In every season since 2017-18, Dai’s first as owner, more has been spent on wages than the club has generated. And not just narrowly, either. For three of those seasons, when the dice were rolled on returning to the Premier League, the wages-to-turnover ratio stood at a shuddering 226 per cent (2018-19), 222 per cent (2019-20) and 243 per cent (2020-21).

That imbalance was finally addressed, under duress, in the 2021-22 season, with EFL measures enforced change via a transfer embargo and spending limits. Even then, though, the club’s historic excess meant a wage bill of £25.3million still dwarfed the modest turnover of £16.9m in the Championship.

The outlays tumbled again last season on the way to relegation from that second tier of the English game, as the EFL imposed another reduced budget of £16million but only this summer, when the last of the lucrative contracts expired, have Reading been able to rid themselves of the costly mistakes.

The gravity of Reading’s short-term financial situation may yet see some players sold in the coming weeks.  Staff have been braced for assets to be off-loaded at a reduced cost in return for the player remaining with Reading until the January transfer window, so the club could receive the money immediately but not lose their services until the new year.
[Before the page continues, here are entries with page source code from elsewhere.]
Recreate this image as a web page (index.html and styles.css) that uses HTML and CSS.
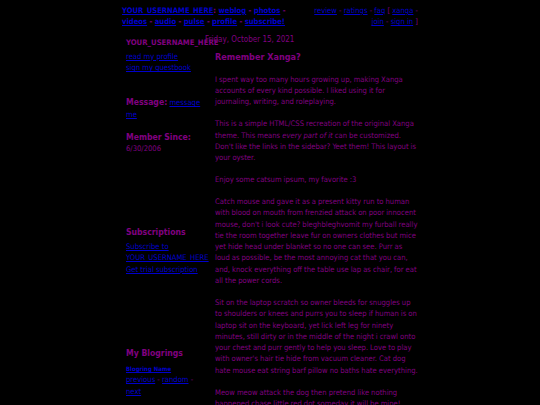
FILE: index.html
```html
<!DOCTYPE html>
<html>
<head>
<meta charset="utf-8">
<title>Xanga</title>
<link rel="stylesheet" href="styles.css">
</head>
<body>
<div class="page">
  <div class="topnav">
    <div class="nav-left"><a href="#" class="strong">YOUR_USERNAME_HERE</a>: <a href="#">weblog</a> - <a href="#">photos</a> - <a href="#">videos</a> - <a href="#">audio</a> - <a href="#">pulse</a> - <a href="#">profile</a> - <a href="#">subscribe!</a></div>
    <div class="nav-right"><a href="#">review</a> - <a href="#">ratings</a> - <a href="#">faq</a> [ <a href="#">xanga</a> - <a href="#">join</a> - <a href="#">sign in</a> ]</div>
  </div>
  <div class="main">
    <aside class="sidebar">
      <div class="side-title">YOUR_USERNAME_HERE</div>
      <div class="side-block links">
        <a href="#">read my profile</a><br>
        <a href="#">sign my guestbook</a>
      </div>
      <div class="side-block message"><span class="label">Message:</span> <a href="#">message me</a></div>
      <div class="side-block since">
        <div class="label">Member Since:</div>
        <div>6/30/2006</div>
      </div>
      <div class="side-block subs">
        <div class="label">Subscriptions</div>
        <a href="#">Subscribe to YOUR_USERNAME_HERE</a><br>
        <a href="#">Get trial subscription</a>
      </div>
      <div class="side-block rings">
        <div class="label">My Blogrings</div>
        <a href="#" class="ring-name">Blogring Name</a><br>
        <a href="#">previous</a> - <a href="#">random</a> - <a href="#">next</a>
      </div>
    </aside>
    <main class="content">
      <div class="date">Friday, October 15, 2021</div>
      <div class="post">
        <div class="post-title">Remember Xanga?</div>
        <p>I spent way too many hours growing up, making Xanga accounts of every kind possible. I liked using it for journaling, writing, and roleplaying.</p>
        <p>This is a simple HTML/CSS recreation of the original Xanga theme. This means <em>every part of it</em> can be customized. Don't like the links in the sidebar? Yeet them! This layout is your oyster.</p>
        <p>Enjoy some catsum ipsum, my favorite :3</p>
        <p>Catch mouse and gave it as a present kitty run to human with blood on mouth from frenzied attack on poor innocent mouse, don't i look cute? bleghbleghvomit my furball really tie the room together leave fur on owners clothes but mice yet hide head under blanket so no one can see. Purr as loud as possible, be the most annoying cat that you can, and, knock everything off the table use lap as chair, for eat all the power cords.</p>
        <p>Sit on the laptop scratch so owner bleeds for snuggles up to shoulders or knees and purrs you to sleep if human is on laptop sit on the keyboard, yet lick left leg for ninety minutes, still dirty or in the middle of the night i crawl onto your chest and purr gently to help you sleep. Love to play with owner's hair tie hide from vacuum cleaner. Cat dog hate mouse eat string barf pillow no baths hate everything.</p>
        <p>Meow meow attack the dog then pretend like nothing happened chase little red dot someday it will be mine!</p>
      </div>
    </main>
  </div>
</div>
</body>
</html>
```
FILE: styles.css
```css
html, body {
  margin: 0;
  padding: 0;
  background: #000;
}
body {
  font-family: "DejaVu Sans Condensed", "DejaVu Sans", sans-serif;
  font-stretch: condensed;
  font-size: 7.6px;
  line-height: 11.3px;
  color: #800080;
}
a {
  color: #0000cc;
  text-decoration: underline;
}
.page {
  width: 296px;
  margin: 0 auto;
}
.topnav {
  display: flex;
  justify-content: space-between;
  padding-top: 5px;
}
.nav-left {
  width: 172px;
  font-weight: bold;
}
.nav-right {
  width: 118px;
  text-align: right;
}
.main {
  display: flex;
  margin-top: 6px;
}
.sidebar {
  width: 79px;
  flex: none;
  padding-left: 4px;
}
.side-title {
  font-weight: bold;
  font-size: 7.7px;
  white-space: nowrap;
  position: relative;
  z-index: 1;
  margin-top: 3px;
}
.links {
  margin-top: 3px;
}
.label {
  font-weight: bold;
  font-size: 8.6px;
}
.message {
  margin-top: 24px;
}
.since {
  margin-top: 12px;
}
.subs {
  margin-top: 72px;
}
.subs .label {
  margin-bottom: 3px;
}
.rings {
  margin-top: 73px;
}
.rings .label {
  margin-bottom: 4px;
}
.ring-name {
  font-size: 6px;
  font-weight: bold;
  line-height: 9px;
}
.content {
  flex: 1;
  min-width: 0;
}
.date {
  font-size: 8px;
}
.post {
  padding-left: 10px;
  word-spacing: -0.15px;
}
.post-title {
  font-weight: bold;
  font-size: 9px;
  margin-top: 7px;
  word-spacing: 0;
}
.post p {
  margin: 10.6px 0 0;
}
```
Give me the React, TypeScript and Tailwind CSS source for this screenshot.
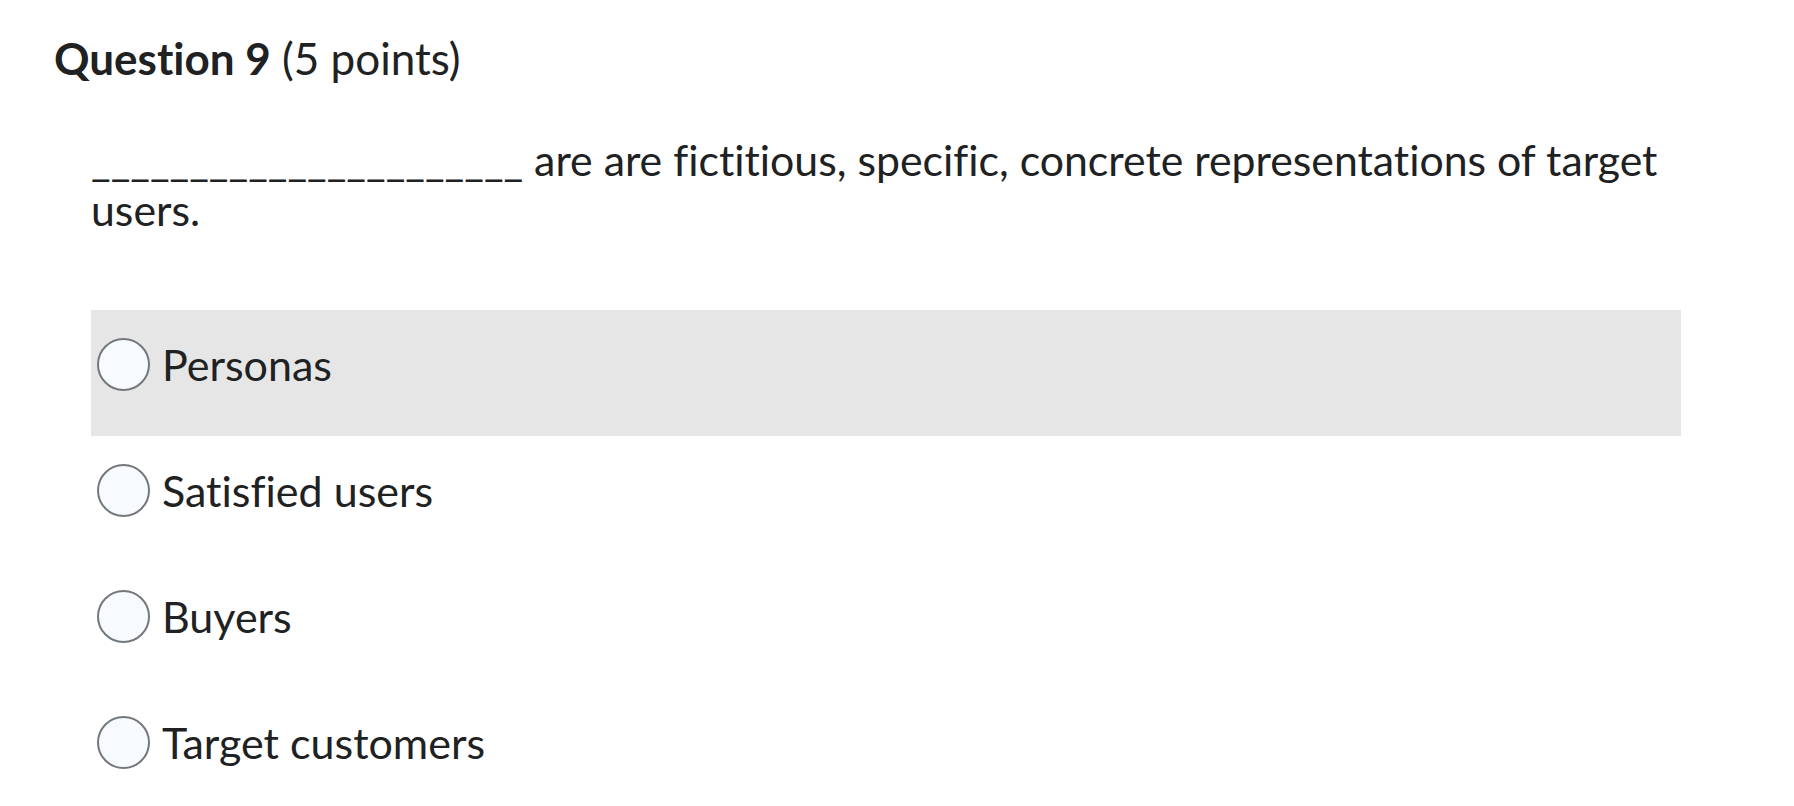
const options = ['Personas', 'Satisfied users', 'Buyers', 'Target customers']

function Radio() {
  return (
    <span className="block size-[53px] shrink-0 rounded-full border-2 border-[#74787c] bg-[#f7faff]" />
  )
}

export default function App() {
  return (
    <main
      className="min-h-screen bg-white pt-[32px] text-[#202122] [font-variant-ligatures:none]"
      style={{ fontFamily: 'Lato, "Noto Sans", sans-serif' }}
    >
      <h2 className="pl-[54px] text-[44px] leading-[1.2]">
        <span className="font-bold">Question 9</span> (5 points)
      </h2>

      <div className="mt-[50px] ml-[91px] w-[1590px]">
        <p className="text-[42.8px] leading-[50px]">
          ______________________ are are fictitious, specific, concrete representations of target users.
        </p>

        <div className="mt-[75px] flex flex-col">
          {options.map((option, index) => (
            <label
              key={option}
              className={
                index === 0
                  ? 'flex h-[126px] items-start bg-[#e6e6e6] px-[6px] pt-[28px]'
                  : 'flex h-[126px] items-start px-[6px] pt-[28px]'
              }
            >
              <span className="flex h-[53px] items-center gap-[12px]">
                <Radio />
                <span className="text-[43px] leading-[1.2]">{option}</span>
              </span>
            </label>
          ))}
        </div>
      </div>
    </main>
  )
}
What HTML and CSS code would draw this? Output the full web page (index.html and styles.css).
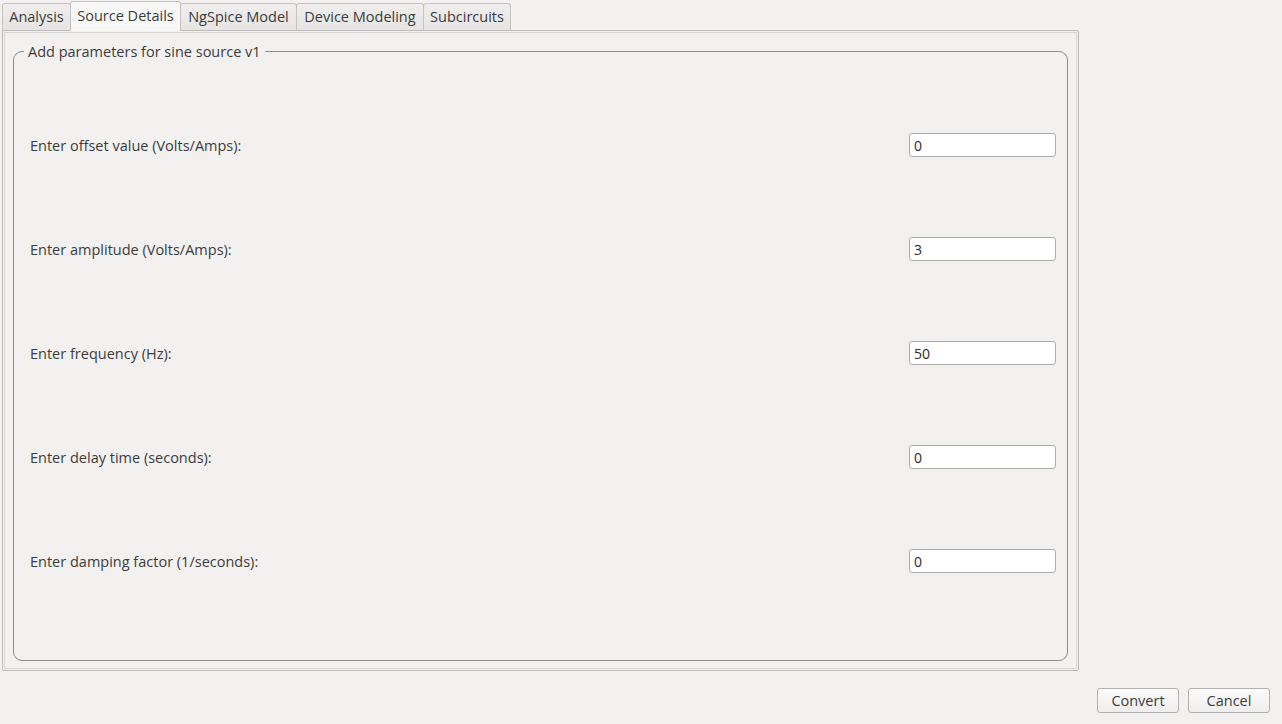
FILE: index.html
```html
<!DOCTYPE html>
<html lang="en">
<head>
  <meta charset="UTF-8">
  <title>Source Details</title>
  <link rel="stylesheet" href="styles.css">
</head>
<body>
  <div class="window">
    <div class="tab-bar">
      <div class="tab tab-analysis">Analysis</div>
      <div class="tab tab-source active">Source Details</div>
      <div class="tab tab-ngspice">NgSpice Model</div>
      <div class="tab tab-device">Device Modeling</div>
      <div class="tab tab-sub">Subcircuits</div>
    </div>
    <div class="tab-pane">
      <div class="tab-pane-inner">
        <fieldset class="group">
          <legend class="group-title">Add parameters for sine source v1</legend>
          <div class="param-row">
            <span class="param-label">Enter offset value (Volts/Amps):</span>
            <input class="param-input" value="0">
          </div>
          <div class="param-row">
            <span class="param-label">Enter amplitude (Volts/Amps):</span>
            <input class="param-input" value="3">
          </div>
          <div class="param-row">
            <span class="param-label">Enter frequency (Hz):</span>
            <input class="param-input" value="50">
          </div>
          <div class="param-row">
            <span class="param-label">Enter delay time (seconds):</span>
            <input class="param-input" value="0">
          </div>
          <div class="param-row">
            <span class="param-label">Enter damping factor (1/seconds):</span>
            <input class="param-input" value="0">
          </div>
        </fieldset>
      </div>
    </div>
    <div class="actions">
      <button class="btn">Convert</button>
      <button class="btn">Cancel</button>
    </div>
  </div>
</body>
</html>
```

FILE: styles.css
```css
html, body { margin: 0; height: 100%; }
body { background: #f2f1f0; font-family: 'Open Sans', 'DejaVu Sans', sans-serif; font-size: 14.5px; color: #3c3c3c; }
.window { width: 1282px; height: 724px; position: relative; }

.tab-bar { display: flex; align-items: flex-end; height: 30px; padding-left: 2px; }
.tab { height: 27px; line-height: 26px; box-sizing: border-box; border: 1px solid #c4c3c1; border-bottom: none; border-radius: 3px 3px 0 0; background: linear-gradient(#efeeed, #e6e5e3); text-align: center; margin-right: -1px; }
.tab.active { height: 30px; line-height: 27px; background: #f7f7f6; position: relative; z-index: 2; margin-bottom: -1px; }
.tab-analysis { width: 69px; }
.tab-source { width: 111px; }
.tab-ngspice { width: 117px; }
.tab-device { width: 128px; }
.tab-sub { width: 88px; }

.tab-pane { margin-left: 2px; width: 1077px; height: 641px; box-sizing: border-box; border: 1px solid #bdbcba; border-radius: 0 2px 2px 2px; padding: 1px; }
.tab-pane-inner { height: 100%; box-sizing: border-box; border: 1px solid #d8d7d5; padding: 10px 8px 9px 8px; }

.group { margin: 0; height: 619px; box-sizing: border-box; border: 1px solid #8c8b89; border-radius: 9px; padding: 32px 11px 0 16px; position: relative; top: -1px; }
.group-title { padding: 0 4px 0 4px; margin-left: -6px; color: #3c3c3c; }

.param-row { height: 104px; display: flex; align-items: center; justify-content: space-between; }
.param-label { color: #3c3c3c; }
.param-input { width: 147px; height: 24px; box-sizing: border-box; border: 1px solid #aeaca9; border-radius: 3px; background: #fff; font-family: inherit; font-size: 14px; color: #2a2a2a; padding: 0 4px; outline: none; }

.actions { position: absolute; right: 12px; top: 688px; display: flex; gap: 9px; }
.btn { width: 82px; height: 25px; border: 1px solid #b3b1ae; border-radius: 3px; background: linear-gradient(#fbfbfb, #efeeed); font-family: inherit; font-size: 14.5px; color: #3c3c3c; padding: 0; }
```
Reading’s supporters  face a worst-case scenario planning under an ownership group that has already taken two clubs to the wall.  KSV Roeselare, who were in the Belgian top flight as recently as 2010, and Beijing Renhe, a Chinese Super League club who won China’s FA Cup in 2013 and competed in the Asian Champions League the following year, both fell into huge financial trouble under the Dai ownership umbrella before eventually going under after misguided gambles led to greater troubles. Reading are now the last of the three Dai clubs to exist.

It says something about the EFL that its tests authorised these owners although they had failed the equivalent Premier League test.